Co-founder of the global research platform Besample shares her story of starting a company that is now used by researchers from top American universities, providing access to research participants outside of the Western world.
What inspired you to start Besample?
I've always been fascinated by understanding cultural differences and breaking down communication barriers. After my degree in cultural studies, I moved to project management in the nonprofit sector early in my career. I started in the migration and refugee program at the local Red Cross. Later, I took part in various other nonprofit projects, gaining skills that still help me today.
After relocating to the US, I met my friend and now co-founder, Elena Brandt. She is working on a Ph.D. in Social Psychology and talks a lot about the ongoing challenge researchers face: finding a diverse population from various countries for their studies. This challenge inspired us to create Besample.
What's the purpose of Besample?
Besample was created to connect researchers from academia, business, healthcare, and other sectors with human samples anywhere in the world. Not many people are aware of this mind-blowing fact: 96% of all human research data comes from people who live in Western countries. Meanwhile, the Global South is rapidly growing and getting richer. And soon, everyone will want to know how these people make decisions, what they consume, and more. But in this changing world, we've only learned to study Western populations.
It's expected that studies on non-Western populations will increase. However, there is currently no automated and efficient way to collect human samples worldwide. The mission of Besample is to provide researchers with quick, easy, and affordable online access to a global pool of research participants with the highest quality standards.

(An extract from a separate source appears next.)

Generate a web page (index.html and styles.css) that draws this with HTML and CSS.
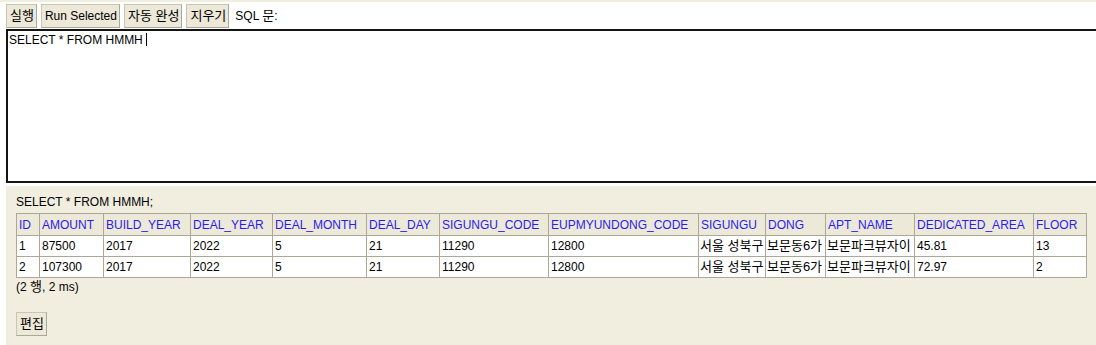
FILE: index.html
```html
<!DOCTYPE html>
<html lang="ko">
<head>
<meta charset="utf-8">
<title>H2 Console</title>
<link rel="stylesheet" href="styles.css">
</head>
<body>
<div class="topline"></div>
<div class="toolbar">
  <button class="btn"><span class="ko">실행</span></button>
  <button class="btn">Run Selected</button>
  <button class="btn"><span class="ko">자동 완성</span></button>
  <button class="btn"><span class="ko">지우기</span></button>
  <span class="label">SQL <span class="ko">문</span>:</span>
</div>
<div class="editor">SELECT * FROM HMMH <span class="caret"></span></div>
<div class="results">
  <div class="sql">SELECT * FROM HMMH;</div>
  <table class="grid">
    <colgroup>
      <col class="c-id"><col class="c-amount"><col class="c-build"><col class="c-year"><col class="c-month"><col class="c-day"><col class="c-sgcode"><col class="c-emdcode"><col class="c-sigungu"><col class="c-dong"><col class="c-apt"><col class="c-area"><col class="c-floor">
    </colgroup>
    <thead>
      <tr>
        <th>ID</th><th>AMOUNT</th><th>BUILD_YEAR</th><th>DEAL_YEAR</th><th>DEAL_MONTH</th><th>DEAL_DAY</th><th>SIGUNGU_CODE</th><th>EUPMYUNDONG_CODE</th><th>SIGUNGU</th><th>DONG</th><th>APT_NAME</th><th>DEDICATED_AREA</th><th>FLOOR</th>
      </tr>
    </thead>
    <tbody>
      <tr>
        <td>1</td><td>87500</td><td>2017</td><td>2022</td><td>5</td><td>21</td><td>11290</td><td>12800</td><td class="ko">서울 성북구</td><td class="ko">보문동6가</td><td class="ko">보문파크뷰자이</td><td>45.81</td><td>13</td>
      </tr>
      <tr>
        <td>2</td><td>107300</td><td>2017</td><td>2022</td><td>5</td><td>21</td><td>11290</td><td>12800</td><td class="ko">서울 성북구</td><td class="ko">보문동6가</td><td class="ko">보문파크뷰자이</td><td>72.97</td><td>2</td>
      </tr>
    </tbody>
  </table>
  <div class="count">(2 <span class="ko">행</span>, 2 ms)</div>
  <button class="btn edit"><span class="ko">편집</span></button>
</div>
</body>
</html>
```
FILE: styles.css
```css
html, body {
  margin: 0;
  padding: 0;
  background: #fff;
  overflow: hidden;
}
body {
  font-family: "Liberation Sans", "Noto Sans CJK KR", sans-serif;
  font-size: 12px;
  line-height: 14px;
  color: #000;
}
.ko {
  font-size: 13px;
}
.topline {
  height: 2px;
  background: #f1eee0;
}
.toolbar {
  display: flex;
  align-items: center;
  gap: 4px;
  padding: 2px 0 1px 6px;
}
.btn {
  font-family: "Liberation Sans", "Noto Sans CJK KR", sans-serif;
  font-size: 12px;
  line-height: 14px;
  height: 24px;
  padding: 0 2px 0 3px;
  background: #ece9d8;
  color: #000;
  border: 1px solid #c9c5b6;
  border-right-color: #aca899;
  border-bottom-color: #aca899;
  border-radius: 0;
  margin: 0;
}
.label {
  margin-left: 2px;
}
.editor {
  margin-left: 6px;
  width: 1096px;
  height: 146px;
  border: 2px solid #141414;
  padding: 2px 1px;
  box-sizing: content-box;
  white-space: pre;
}
.caret {
  display: inline-block;
  width: 1px;
  height: 13px;
  background: #000;
  vertical-align: -2px;
}
.results {
  margin: 3px 0 0 6px;
  padding: 8px 10px 0 10px;
  background: #f1eee0;
  height: 151px;
}
.sql {
  line-height: 16px;
  margin-bottom: 3px;
}
.grid {
  table-layout: fixed;
  border-collapse: collapse;
  width: 1070px;
}
.grid th, .grid td {
  border: 1px solid #aca899;
  text-align: left;
  white-space: nowrap;
  overflow: hidden;
  line-height: 16px;
  font-weight: normal;
}
.grid th {
  background: #ece9d8;
  color: #2a1cf0;
  padding: 3px 2px 2px 2px;
}
.grid td {
  background: #fff;
  padding: 2px 2px;
}
.grid td.ko {
  padding-left: 1px;
  padding-right: 1px;
}
.c-id { width: 23px; }
.c-amount { width: 64px; }
.c-build { width: 87px; }
.c-year { width: 82px; }
.c-month { width: 94px; }
.c-day { width: 73px; }
.c-sgcode { width: 109px; }
.c-emdcode { width: 150px; }
.c-sigungu { width: 67px; }
.c-dong { width: 60px; }
.c-apt { width: 89px; }
.c-area { width: 119px; }
.c-floor { width: 53px; }
.count {
  margin-top: 2px;
  line-height: 14px;
}
.edit {
  margin-top: 18px;
}
```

I think what we're doing is important. Researchers from top universities around the world give us positive and warm feedback, and some even invest in us. It makes me believe that we are making a difference, and people trust us.
How does Besample work?
In Besample, we have algorithmized the sampling, so researchers don't have to pay for manual recruitment anymore. Respondents are automatically found, screened, engaged, paid, and retained using our proprietary data quality technology. So, instead of paying $50,000 to an agency, a researcher pays about $1,000 to cover respondents' time, plus a small platform fee, and usually gets the dataset in just a few days.
Also, we assist clients in targeting quite specific samples. For example, we can help pick a representative sample of non-heterosexuals from the Philippines or a few hundred African women employed in STEM fields. By the way, we adjust our pricing to local minimum wages, ensuring participants are paid ethically.

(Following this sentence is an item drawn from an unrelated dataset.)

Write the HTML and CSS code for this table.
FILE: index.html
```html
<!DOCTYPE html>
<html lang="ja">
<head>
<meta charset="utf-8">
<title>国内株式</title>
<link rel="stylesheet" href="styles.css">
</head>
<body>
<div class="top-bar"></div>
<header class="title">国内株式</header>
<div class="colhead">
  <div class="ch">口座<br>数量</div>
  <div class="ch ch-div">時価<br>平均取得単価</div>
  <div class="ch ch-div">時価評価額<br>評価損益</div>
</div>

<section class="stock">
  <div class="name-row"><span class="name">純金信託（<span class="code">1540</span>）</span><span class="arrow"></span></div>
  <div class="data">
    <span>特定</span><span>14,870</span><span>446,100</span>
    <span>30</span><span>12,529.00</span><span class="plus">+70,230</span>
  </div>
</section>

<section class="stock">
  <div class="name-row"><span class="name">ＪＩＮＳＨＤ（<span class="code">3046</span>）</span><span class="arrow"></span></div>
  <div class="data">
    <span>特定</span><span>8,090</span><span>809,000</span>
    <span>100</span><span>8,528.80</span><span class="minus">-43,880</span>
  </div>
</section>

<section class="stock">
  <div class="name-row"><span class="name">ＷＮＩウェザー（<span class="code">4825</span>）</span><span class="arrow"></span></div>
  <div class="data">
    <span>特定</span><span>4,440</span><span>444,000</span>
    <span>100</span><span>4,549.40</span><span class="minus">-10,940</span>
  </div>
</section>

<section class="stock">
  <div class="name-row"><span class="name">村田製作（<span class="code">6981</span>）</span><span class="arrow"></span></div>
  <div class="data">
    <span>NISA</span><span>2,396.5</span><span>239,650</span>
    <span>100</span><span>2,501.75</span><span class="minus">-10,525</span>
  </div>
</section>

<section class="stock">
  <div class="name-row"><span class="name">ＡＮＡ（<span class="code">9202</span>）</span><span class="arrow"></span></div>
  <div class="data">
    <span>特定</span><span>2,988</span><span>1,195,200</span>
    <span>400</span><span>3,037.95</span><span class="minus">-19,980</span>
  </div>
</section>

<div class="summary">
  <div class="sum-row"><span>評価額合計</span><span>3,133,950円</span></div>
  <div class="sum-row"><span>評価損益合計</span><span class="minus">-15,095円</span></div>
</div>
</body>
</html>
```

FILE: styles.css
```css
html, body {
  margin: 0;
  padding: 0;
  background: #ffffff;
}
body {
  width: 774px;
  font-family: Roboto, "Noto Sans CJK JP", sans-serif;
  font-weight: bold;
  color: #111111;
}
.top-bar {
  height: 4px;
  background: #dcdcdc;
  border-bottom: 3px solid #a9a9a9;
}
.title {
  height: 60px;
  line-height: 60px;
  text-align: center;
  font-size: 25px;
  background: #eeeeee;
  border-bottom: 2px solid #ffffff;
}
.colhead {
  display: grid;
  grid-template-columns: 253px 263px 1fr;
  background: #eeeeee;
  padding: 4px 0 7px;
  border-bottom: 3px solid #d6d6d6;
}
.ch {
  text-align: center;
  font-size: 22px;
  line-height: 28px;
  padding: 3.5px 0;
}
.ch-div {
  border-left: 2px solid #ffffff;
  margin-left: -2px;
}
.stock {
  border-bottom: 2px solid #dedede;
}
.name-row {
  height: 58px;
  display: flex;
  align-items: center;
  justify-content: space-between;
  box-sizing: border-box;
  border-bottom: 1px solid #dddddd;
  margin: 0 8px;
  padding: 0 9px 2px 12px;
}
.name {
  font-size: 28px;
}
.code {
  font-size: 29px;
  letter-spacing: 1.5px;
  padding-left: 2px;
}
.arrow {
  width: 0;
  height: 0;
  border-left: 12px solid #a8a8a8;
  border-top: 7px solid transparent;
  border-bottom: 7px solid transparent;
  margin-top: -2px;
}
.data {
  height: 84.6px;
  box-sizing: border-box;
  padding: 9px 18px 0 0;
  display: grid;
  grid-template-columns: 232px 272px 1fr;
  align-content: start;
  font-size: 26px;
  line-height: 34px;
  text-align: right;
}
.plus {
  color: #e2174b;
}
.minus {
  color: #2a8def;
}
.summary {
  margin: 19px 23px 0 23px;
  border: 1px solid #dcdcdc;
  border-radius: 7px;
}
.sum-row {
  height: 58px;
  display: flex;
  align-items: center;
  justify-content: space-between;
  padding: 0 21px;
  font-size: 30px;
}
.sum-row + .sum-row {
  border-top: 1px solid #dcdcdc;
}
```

So far, among our users are hundreds of researchers from around the world, most of them scholars from prominent American universities such as Northwestern University, Yale University, and Chicago Booth. I appreciate the fact that one of our users has called Besample "a tremendous advancement."

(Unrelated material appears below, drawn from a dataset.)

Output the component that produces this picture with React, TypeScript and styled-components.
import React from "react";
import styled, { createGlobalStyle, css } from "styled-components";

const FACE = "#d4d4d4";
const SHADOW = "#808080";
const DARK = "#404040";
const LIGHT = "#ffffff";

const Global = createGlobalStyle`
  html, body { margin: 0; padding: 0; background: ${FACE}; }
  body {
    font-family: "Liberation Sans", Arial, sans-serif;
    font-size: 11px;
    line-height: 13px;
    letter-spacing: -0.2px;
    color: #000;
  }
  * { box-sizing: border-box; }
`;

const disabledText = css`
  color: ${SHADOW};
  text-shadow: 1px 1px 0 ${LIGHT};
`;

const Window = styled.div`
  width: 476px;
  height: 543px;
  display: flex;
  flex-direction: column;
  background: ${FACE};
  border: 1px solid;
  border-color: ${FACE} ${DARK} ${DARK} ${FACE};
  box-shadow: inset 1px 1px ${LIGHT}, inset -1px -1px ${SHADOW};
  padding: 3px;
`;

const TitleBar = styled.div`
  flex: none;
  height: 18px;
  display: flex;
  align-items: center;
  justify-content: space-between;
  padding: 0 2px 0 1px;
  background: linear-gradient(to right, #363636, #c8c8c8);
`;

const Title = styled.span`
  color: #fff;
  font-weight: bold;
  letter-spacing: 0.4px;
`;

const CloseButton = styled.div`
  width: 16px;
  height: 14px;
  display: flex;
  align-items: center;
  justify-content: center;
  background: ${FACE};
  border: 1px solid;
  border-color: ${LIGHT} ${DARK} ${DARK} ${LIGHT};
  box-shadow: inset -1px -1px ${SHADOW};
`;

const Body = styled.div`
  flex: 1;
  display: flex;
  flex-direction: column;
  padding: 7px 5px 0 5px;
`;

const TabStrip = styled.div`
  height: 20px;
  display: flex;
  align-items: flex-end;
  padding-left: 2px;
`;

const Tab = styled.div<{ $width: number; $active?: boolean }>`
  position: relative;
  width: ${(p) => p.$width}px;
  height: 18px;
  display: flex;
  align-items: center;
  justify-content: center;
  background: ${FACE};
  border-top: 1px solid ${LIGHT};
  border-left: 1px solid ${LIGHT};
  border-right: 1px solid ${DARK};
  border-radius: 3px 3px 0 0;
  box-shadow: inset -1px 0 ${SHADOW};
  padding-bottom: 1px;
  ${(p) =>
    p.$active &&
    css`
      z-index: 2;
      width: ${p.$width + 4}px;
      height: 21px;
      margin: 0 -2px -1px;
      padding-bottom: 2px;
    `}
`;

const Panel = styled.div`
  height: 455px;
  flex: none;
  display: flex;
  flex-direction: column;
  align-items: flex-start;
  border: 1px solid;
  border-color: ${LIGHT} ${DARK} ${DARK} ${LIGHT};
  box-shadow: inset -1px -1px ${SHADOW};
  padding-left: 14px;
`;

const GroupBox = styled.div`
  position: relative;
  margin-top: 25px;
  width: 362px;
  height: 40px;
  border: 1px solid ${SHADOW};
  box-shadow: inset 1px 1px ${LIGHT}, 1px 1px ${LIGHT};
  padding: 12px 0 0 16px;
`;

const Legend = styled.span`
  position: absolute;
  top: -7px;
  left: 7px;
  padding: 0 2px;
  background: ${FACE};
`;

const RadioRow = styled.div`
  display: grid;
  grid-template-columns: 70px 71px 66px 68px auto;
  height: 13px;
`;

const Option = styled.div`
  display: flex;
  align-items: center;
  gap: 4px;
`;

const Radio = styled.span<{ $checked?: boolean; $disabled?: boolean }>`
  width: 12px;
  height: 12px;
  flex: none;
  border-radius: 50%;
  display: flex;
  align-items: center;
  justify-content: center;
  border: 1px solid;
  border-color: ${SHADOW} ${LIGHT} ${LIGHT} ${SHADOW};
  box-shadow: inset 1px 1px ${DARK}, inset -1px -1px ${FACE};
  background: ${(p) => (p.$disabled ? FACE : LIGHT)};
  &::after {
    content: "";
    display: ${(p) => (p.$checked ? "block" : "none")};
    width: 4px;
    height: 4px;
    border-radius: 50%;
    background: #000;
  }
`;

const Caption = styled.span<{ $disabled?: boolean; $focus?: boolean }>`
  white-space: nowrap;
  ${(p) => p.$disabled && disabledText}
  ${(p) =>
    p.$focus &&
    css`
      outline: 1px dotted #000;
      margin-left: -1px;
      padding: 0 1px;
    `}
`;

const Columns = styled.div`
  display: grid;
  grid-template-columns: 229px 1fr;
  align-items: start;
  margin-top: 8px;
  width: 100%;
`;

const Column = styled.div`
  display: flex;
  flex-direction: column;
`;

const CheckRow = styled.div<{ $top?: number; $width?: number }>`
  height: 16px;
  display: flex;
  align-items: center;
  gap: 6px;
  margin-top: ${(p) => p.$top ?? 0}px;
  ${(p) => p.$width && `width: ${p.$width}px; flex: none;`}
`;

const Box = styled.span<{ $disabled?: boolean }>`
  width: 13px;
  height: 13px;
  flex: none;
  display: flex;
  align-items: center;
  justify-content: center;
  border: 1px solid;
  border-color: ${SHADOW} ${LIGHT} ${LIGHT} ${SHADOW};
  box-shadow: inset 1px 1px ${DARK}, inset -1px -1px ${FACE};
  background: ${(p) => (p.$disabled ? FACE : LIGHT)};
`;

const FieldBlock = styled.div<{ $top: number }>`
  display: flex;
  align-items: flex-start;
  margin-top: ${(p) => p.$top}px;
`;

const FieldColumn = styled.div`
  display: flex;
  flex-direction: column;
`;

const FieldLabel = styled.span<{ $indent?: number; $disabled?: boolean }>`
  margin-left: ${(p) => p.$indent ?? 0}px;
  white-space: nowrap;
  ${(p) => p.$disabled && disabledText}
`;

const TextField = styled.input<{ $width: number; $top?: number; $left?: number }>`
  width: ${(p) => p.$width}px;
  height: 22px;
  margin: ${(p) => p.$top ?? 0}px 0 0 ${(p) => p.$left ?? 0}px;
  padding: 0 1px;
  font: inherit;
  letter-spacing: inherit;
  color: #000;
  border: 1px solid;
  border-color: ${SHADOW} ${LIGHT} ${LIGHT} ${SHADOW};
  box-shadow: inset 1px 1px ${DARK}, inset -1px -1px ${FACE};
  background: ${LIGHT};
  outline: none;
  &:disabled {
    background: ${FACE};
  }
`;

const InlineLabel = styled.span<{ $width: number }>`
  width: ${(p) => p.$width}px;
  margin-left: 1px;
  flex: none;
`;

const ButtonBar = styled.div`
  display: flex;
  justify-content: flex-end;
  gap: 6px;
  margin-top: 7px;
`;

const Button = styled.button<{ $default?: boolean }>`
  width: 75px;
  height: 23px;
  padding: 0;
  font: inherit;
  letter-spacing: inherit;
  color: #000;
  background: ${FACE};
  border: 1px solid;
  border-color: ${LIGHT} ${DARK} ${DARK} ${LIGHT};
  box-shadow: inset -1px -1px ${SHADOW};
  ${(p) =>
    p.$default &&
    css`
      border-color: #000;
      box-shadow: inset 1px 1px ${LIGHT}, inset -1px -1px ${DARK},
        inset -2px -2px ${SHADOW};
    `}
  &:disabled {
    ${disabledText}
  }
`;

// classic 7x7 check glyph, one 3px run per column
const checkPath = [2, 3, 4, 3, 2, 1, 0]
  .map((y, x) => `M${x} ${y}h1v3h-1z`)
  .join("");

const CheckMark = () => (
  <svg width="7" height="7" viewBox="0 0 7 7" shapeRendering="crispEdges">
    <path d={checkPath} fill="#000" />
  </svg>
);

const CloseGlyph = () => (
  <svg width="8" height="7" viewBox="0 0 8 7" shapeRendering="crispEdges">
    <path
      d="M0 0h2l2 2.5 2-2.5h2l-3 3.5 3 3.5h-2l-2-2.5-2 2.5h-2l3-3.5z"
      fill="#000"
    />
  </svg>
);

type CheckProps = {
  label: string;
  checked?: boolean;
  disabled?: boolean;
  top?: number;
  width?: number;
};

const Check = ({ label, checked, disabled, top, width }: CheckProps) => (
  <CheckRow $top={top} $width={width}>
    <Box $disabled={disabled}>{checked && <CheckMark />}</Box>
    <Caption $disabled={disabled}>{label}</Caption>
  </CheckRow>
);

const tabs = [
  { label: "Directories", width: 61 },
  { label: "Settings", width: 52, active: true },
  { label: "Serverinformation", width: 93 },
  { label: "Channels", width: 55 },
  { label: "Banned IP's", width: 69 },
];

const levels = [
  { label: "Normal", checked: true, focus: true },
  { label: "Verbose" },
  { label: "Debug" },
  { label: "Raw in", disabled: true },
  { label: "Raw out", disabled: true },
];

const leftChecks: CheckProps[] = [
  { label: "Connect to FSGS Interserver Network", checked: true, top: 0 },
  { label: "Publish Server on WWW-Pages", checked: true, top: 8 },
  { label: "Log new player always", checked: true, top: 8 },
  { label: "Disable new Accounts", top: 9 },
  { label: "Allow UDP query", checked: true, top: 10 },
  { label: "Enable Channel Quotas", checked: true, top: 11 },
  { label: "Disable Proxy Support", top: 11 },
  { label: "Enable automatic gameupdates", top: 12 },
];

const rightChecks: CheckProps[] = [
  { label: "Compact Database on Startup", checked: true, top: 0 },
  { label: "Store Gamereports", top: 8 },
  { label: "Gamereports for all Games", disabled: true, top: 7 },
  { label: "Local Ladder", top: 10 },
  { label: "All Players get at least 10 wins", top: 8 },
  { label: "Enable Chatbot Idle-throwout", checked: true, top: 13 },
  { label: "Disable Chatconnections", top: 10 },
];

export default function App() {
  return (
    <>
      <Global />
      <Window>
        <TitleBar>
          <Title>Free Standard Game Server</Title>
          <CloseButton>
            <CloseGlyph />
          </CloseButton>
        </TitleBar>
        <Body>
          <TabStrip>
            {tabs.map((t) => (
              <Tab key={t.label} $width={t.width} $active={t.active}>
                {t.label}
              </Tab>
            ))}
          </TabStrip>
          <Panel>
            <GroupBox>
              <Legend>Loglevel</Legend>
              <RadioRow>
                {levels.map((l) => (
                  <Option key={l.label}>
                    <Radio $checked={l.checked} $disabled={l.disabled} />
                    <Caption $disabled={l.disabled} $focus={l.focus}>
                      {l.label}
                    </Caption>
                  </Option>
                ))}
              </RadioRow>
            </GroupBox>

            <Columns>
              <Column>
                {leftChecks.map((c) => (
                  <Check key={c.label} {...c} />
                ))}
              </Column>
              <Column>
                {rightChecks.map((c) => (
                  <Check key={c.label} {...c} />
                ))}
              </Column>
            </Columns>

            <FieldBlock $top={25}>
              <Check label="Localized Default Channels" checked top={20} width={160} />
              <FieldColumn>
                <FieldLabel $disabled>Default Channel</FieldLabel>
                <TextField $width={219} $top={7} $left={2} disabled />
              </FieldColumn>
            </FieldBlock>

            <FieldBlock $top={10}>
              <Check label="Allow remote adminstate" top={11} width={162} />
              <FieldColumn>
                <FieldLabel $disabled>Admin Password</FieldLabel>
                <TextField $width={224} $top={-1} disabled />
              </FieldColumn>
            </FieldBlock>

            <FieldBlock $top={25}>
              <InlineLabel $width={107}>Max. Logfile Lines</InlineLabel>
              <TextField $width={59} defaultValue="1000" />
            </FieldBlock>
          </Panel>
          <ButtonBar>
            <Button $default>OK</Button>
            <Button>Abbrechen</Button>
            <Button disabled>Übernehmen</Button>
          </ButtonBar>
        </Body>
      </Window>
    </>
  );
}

You have a degree in cultural studies. How does your education and experience contribute to your startup's success?
I suppose it's not only about my degree in cultural studies. I have a degree in STEM and extensive experience in project management within both the tech field and non-profit sectors. This long journey has allowed me to collect a valuable set of knowledge and skills, enabling me to create Besample and ensure that our platform possesses both technical integrity and cultural sensitivity. Additionally, my background provides the scholarly foundation needed to navigate cross-cultural interactions effectively.
I believe what I know and can do will help not only Besample to grow but also make American science better. I would be happy to contribute to bringing diverse cultural perspectives to the table and align human-focused research with nowadays realities.
Why did you decide to start working in the tech sector?
Primarily, the decision to pivot into technology was driven by a desire to explore new areas. I wanted to push my limits, acquire new abilities, and, as the saying goes, create new neural connections in my brain.
In fact, I had plans to create a non-profit platform. Later on, I met my co-founder, whose ideas inspired me, and we decided to work on the concept of Besample together.
We are considering the idea that Besample might eventually have a non-profit branch, making it easier for collaborations and securing research grants.
What should we expect from Besample anytime soon?
We are focusing on providing researchers with more options to target demographics from different countries. It is about giving researchers the freedom to use different platforms for their studies. We want to ensure they have the flexibility to create and conduct their research easily. To make it possible, we developed a unique multiplatform solution and patented this business process.
The quality of data in online research is a long-standing challenge. Here are just a few examples: the same person can register under many accounts, use bots, mislead about the country of residence or knowledge of the language, or simply be inattentive and click through responses as fast as they can. So, we address this challenge by putting in a huge effort.
Fortunately, there are ways to protect against these types of fraud, and we're actively using them, as well as developing our own tools. Among measures against online fraud are checking duplicate IP addresses, bad fingerprint checks, browser translation checks, time-series correlation of response patterns, attention checks, consistency checks, test-retest reliability, etc.
We are developing an NLP model that predicts respondent quality (we call it fidelity) from written text, which is also proprietary. We are in the process of filing a second patent for this algorithm.
What advice would you give to aspiring entrepreneurs who want to make a global impact?
It would be beyond my nature to offer advice, and making a global impact might be too much of a statement. What I've learned is that success, whether on an international scale or not, is not an overnight process.
Iteration is critical; experiment, gain knowledge, and build on small wins. It's crucial to reassess constantly your approach based on lessons learned.